Once again we have an ultimatum: the coalition “certainly will not tolerate” the situation in Falluja and Najaf. “Insurgents” (anyone who challenges the coalition’s right to be there) must give up their weapons . . . immediately. Time is running out.

I remember similar pronouncements about time running out: either others must render what they ordinarily would not, or the US “must take decisive action” and attack/kill/level the target. Revisiting a past use of this threat may hold clues about what causes the urgency.

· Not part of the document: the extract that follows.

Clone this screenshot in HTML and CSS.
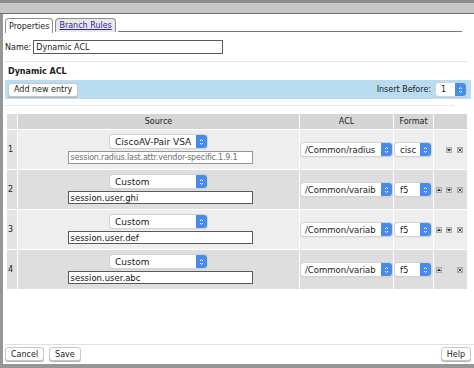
FILE: index.html
```html
<!DOCTYPE html>
<html>
    <head>
        <title>Dynamic ACL</title>
        <link rel="stylesheet" href="styles.css">
    </head>
    <body>
        <div class="topbar"></div>
        <div class="frame">
            <div class="tabs">
                <span class="tab active">Properties</span>
                <span class="tab"><a href="#">Branch Rules</a></span>
                <span class="tab-line"></span>
            </div>
            <div class="name-row">
                <label>Name:</label>
                <span class="textbox name-box">Dynamic ACL</span>
            </div>
            <hr class="sep">
            <h2>Dynamic ACL</h2>
            <div class="toolbar">
                <button class="btn">Add new entry</button>
                <div class="insert">
                    <span>Insert Before:</span>
                    <span class="sel sel-small"><span class="sel-text">1</span><span class="step"><svg width="5" height="8" viewBox="0 0 5 8"><path d="M1 3 L2.5 1.5 L4 3 M1 5 L2.5 6.5 L4 5" fill="none" stroke="#fff" stroke-width="1"/></svg></span></span>
                </div>
            </div>
            <div class="dots"></div>
            <table class="grid">
                <thead>
                    <tr>
                        <th class="num"></th>
                        <th class="src">Source</th>
                        <th class="acl">ACL</th>
                        <th class="fmt">Format</th>
                        <th class="act"></th>
                    </tr>
                </thead>
                <tbody id="rows"></tbody>
            </table>
            <div class="spacer"></div>
            <div class="footer">
                <button class="btn">Cancel</button>
                <button class="btn">Save</button>
                <span class="grow"></span>
                <button class="btn">Help</button>
            </div>
        </div>
        <div class="bottombar"></div>
        <script>
            const entries = [
                { src: "CiscoAV-Pair VSA", value: "session.radius.last.attr.vendor-specific.1.9.1", acl: "/Common/radius", fmt: "cisc", up: false, down: true, faded: true },
                { src: "Custom", value: "session.user.ghi", acl: "/Common/varaib", fmt: "f5", up: true, down: true },
                { src: "Custom", value: "session.user.def", acl: "/Common/variab", fmt: "f5", up: true, down: true },
                { src: "Custom", value: "session.user.abc", acl: "/Common/variab", fmt: "f5", up: true, down: false }
            ];
            const stepper = '<span class="step"><svg width="5" height="8" viewBox="0 0 5 8"><path d="M1 3 L2.5 1.5 L4 3 M1 5 L2.5 6.5 L4 5" fill="none" stroke="#fff" stroke-width="1"/></svg></span>';
            const upIcon = '<svg width="4" height="4" viewBox="0 0 4 4"><path d="M0 3 L2 0.8 L4 3 Z" fill="#222"/></svg>';
            const downIcon = '<svg width="4" height="4" viewBox="0 0 4 4"><path d="M0 1 L2 3.2 L4 1 Z" fill="#222"/></svg>';
            const xIcon = '<svg width="4" height="4" viewBox="0 0 4 4"><path d="M0.5 0.5 L3.5 3.5 M3.5 0.5 L0.5 3.5" stroke="#333" stroke-width="0.9"/></svg>';
            const rowsElem = document.querySelector("#rows");

            entries.forEach(function(e, i){
                rowsElem.innerHTML += `
                <tr>
                    <td class="num">${i + 1}</td>
                    <td class="src">
                        <div class="src-box">
                            <span class="sel sel-src"><span class="sel-text">${e.src}</span>${stepper}</span>
                            <span class="textbox val ${e.faded ? "faded" : ""}">${e.value}</span>
                        </div>
                    </td>
                    <td class="acl"><span class="sel sel-acl"><span class="sel-text">${e.acl}</span>${stepper}</span></td>
                    <td class="fmt"><span class="sel sel-fmt"><span class="sel-text">${e.fmt}</span>${stepper}</span></td>
                    <td class="act">
                        <div class="icons">
                            <span class="icon ${e.up ? "" : "hidden"}">${upIcon}</span>
                            <span class="icon ${e.down ? "" : "hidden"}">${downIcon}</span>
                            <span class="icon close">${xIcon}</span>
                        </div>
                    </td>
                </tr>`;
            });
        </script>
    </body>
</html>
```

FILE: styles.css
```css
html, body{
    margin: 0;
    height: 368px;
    overflow: hidden;
}
body{
    display: flex;
    flex-direction: column;
    font-family: "DejaVu Sans", sans-serif;
    font-size: 8px;
    color: #222;
    background-color: white;
}
.topbar{
    height: 10px;
    background-color: rgb(198, 198, 198);
    border-top: 3px solid rgb(140, 140, 140);
    border-bottom: 1px solid rgb(110, 110, 110);
}
.bottombar{
    height: 4px;
    background-color: rgb(150, 150, 150);
}
.frame{
    flex: 1;
    display: flex;
    flex-direction: column;
    border-left: 3px solid rgb(150, 150, 150);
    padding-left: 2px;
}
.tabs{
    display: flex;
    align-items: flex-end;
    margin-top: 3px;
    height: 15px;
}
.tab{
    height: 13px;
    padding: 0 3px;
    margin-right: 2px;
    display: flex;
    align-items: center;
    border: 1px solid rgb(140, 140, 140);
    border-bottom: none;
    border-radius: 4px 4px 0 0;
    background-color: rgb(232, 232, 232);
}
.tab.active{
    background-color: white;
    height: 14px;
    margin-bottom: -1px;
    position: relative;
}
.tab a{
    color: rgb(50, 40, 150);
    font-size: 8px;
}
.tab-line{
    flex: 1;
    margin-right: 12px;
    border-bottom: 1px solid rgb(120, 120, 120);
}
.name-row{
    display: flex;
    align-items: center;
    margin-top: 8px;
    height: 14px;
}
.name-row label{
    margin-right: 2px;
}
.textbox{
    display: flex;
    align-items: center;
    box-sizing: border-box;
    border: 1px solid rgb(90, 90, 90);
    background-color: white;
    padding-left: 2px;
    white-space: nowrap;
    overflow: hidden;
}
.name-box{
    width: 190px;
    height: 14px;
}
.sep{
    border: none;
    border-top: 1px solid rgb(228, 228, 228);
    margin: 7px 7px 0 0;
}
h2{
    font-size: 8px;
    font-weight: bold;
    margin: 5px 0 0 3px;
    height: 10px;
    line-height: 10px;
}
.toolbar{
    margin: 3px 3px 0 0;
    height: 19px;
    background-color: rgb(185, 220, 240);
    display: flex;
    align-items: center;
    justify-content: space-between;
    padding: 0 5px 0 3px;
}
.btn{
    font-family: "DejaVu Sans", sans-serif;
    font-size: 8px;
    color: #222;
    height: 14px;
    padding: 0 5px;
    background-color: white;
    border: 1px solid rgb(200, 200, 200);
    border-radius: 3px;
    box-shadow: 0 1px 0 rgb(180, 180, 180);
}
.insert{
    display: flex;
    align-items: center;
    gap: 5px;
}
.sel{
    display: inline-flex;
    align-items: center;
    box-sizing: border-box;
    height: 13px;
    background-color: white;
    border-radius: 3px;
    box-shadow: 0 0 0 1px rgb(210, 210, 210), 0 1px 1px rgb(170, 170, 170);
    overflow: hidden;
    font-size: 9px;
}
.sel-text{
    flex: 1;
    padding-left: 5px;
    white-space: nowrap;
    overflow: hidden;
}
.step{
    width: 11px;
    height: 13px;
    background-color: rgb(70, 140, 235);
    display: flex;
    align-items: center;
    justify-content: center;
}
.sel-small{
    width: 30px;
    font-size: 8px;
}
.dots{
    margin: 6px 20px 0 0;
    border-top: 1px dotted rgb(215, 215, 215);
}
.grid{
    margin-top: 7px;
    margin-left: 1px;
    width: 462px;
    border-spacing: 1px;
    background-color: white;
    table-layout: fixed;
}
.grid th{
    height: 15px;
    font-weight: normal;
    background-color: rgb(213, 213, 213);
    padding: 0;
}
.grid td{
    height: 39px;
    padding: 0;
    background-color: rgb(238, 238, 238);
}
.grid tbody tr:nth-child(even) td{
    background-color: rgb(222, 222, 222);
}
.grid th.num, .grid td.num{
    width: 9px;
    background-color: rgb(220, 220, 220);
    text-align: left;
    padding-left: 1px;
}
.grid tbody tr:nth-child(odd) td.num{
    background-color: rgb(228, 228, 228);
}
.grid .src{
    width: 281px;
}
.grid .acl{
    width: 93px;
}
.grid .fmt{
    width: 39px;
}
.src-box{
    display: flex;
    flex-direction: column;
    align-items: center;
    gap: 3px;
}
.sel-src{
    width: 97px;
}
.val{
    width: 185px;
    height: 13px;
    margin-left: 3px;
    color: #111;
    font-size: 8.5px;
}
.val.faded{
    color: rgb(110, 110, 110);
    border-color: rgb(150, 150, 150);
    font-size: 8px;
    letter-spacing: -0.2px;
}
.sel-acl{
    width: 91px;
    margin-left: 1px;
    font-size: 8.5px;
}
.sel-acl .sel-text{
    padding-left: 4px;
}
.sel-fmt{
    width: 36px;
    margin-left: 1px;
    font-size: 8.5px;
}
.icons{
    display: flex;
    align-items: center;
    padding-left: 2px;
}
.icon{
    display: flex;
    align-items: center;
    justify-content: center;
    box-sizing: border-box;
    width: 6px;
    height: 6px;
    background-color: rgb(215, 215, 215);
    border: 1px solid rgb(170, 170, 170);
    margin-right: 4px;
}
.icon.close{
    margin-left: 1px;
}
.hidden{
    visibility: hidden;
}
.spacer{
    flex: 1;
}
.footer{
    border-top: 1px solid rgb(225, 225, 225);
    display: flex;
    align-items: center;
    gap: 5px;
    padding: 2px 3px 3px 0;
}
.grow{
    flex: 1;
}
```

Look at the series of ultimata the Bush administration delivered as they moved toward their pre-decided invasion of Iraq: they couldn’t allow more time for inspections, there was no time for discussion, Iraq would destroy us all if someone didn’t act now, the UN must act immediately or the US would be obliged to do so—to avoid Armageddon.

How was that threat orchestrated? First, fear was the strongest sustained chord in the background. The movements flowed together—a pretended biblical series of who begat whom—Saddam’s ruthless past, Al Qaeda, the attacks of September 11, the oh-so-portable vial of white powder, and—big crescendo here—a chorus of Cheney, Rice, and Rumsfeld singing “Mushroom Cloud” loud enough to make listeners tremble. Time—doom, doom, doom—is running out.

Now that we know what the administration knew as they were making those dire predictions, we have to wonder about the time pressure. Iraq was so weakened by sanctions it could scarcely challenge the heaviest hardware in history. Iraq was not a threat to its neighbors, or to the US. There were no WMDs (when Saddam’s son-in-law told the US in the mid-90s of pre-1991 programs—widely broadcast here—he also said that everything was destroyed shortly after the first Gulf war—conveniently ignored here). And Saddam’s horrendous gassing of thousands of Iranians and Iraqi Kurds wasn’t a current threat either—it happened 20 years ago, with money and supplies from the Reagan administration.

So what was so urgent that the world was compelled to act immediately? If the US had not invaded Iraq in March 2003:

  • the level of fear would have subsided: it’s nearly impossible to sustain an emotional high of any kind for very long;
  • inspections would have revealed the truth: no WMDs;
  • the yellow-cake-from-Niger forgery and other misrepresentations would have been further investigated (nothing like a continuing state of crisis to sideline such inconveniences);
  • the voices of millions worldwide opposing the invasion would have grown even stronger;
  • the US general public might have grasped that the excuses for invasion were lies—aha!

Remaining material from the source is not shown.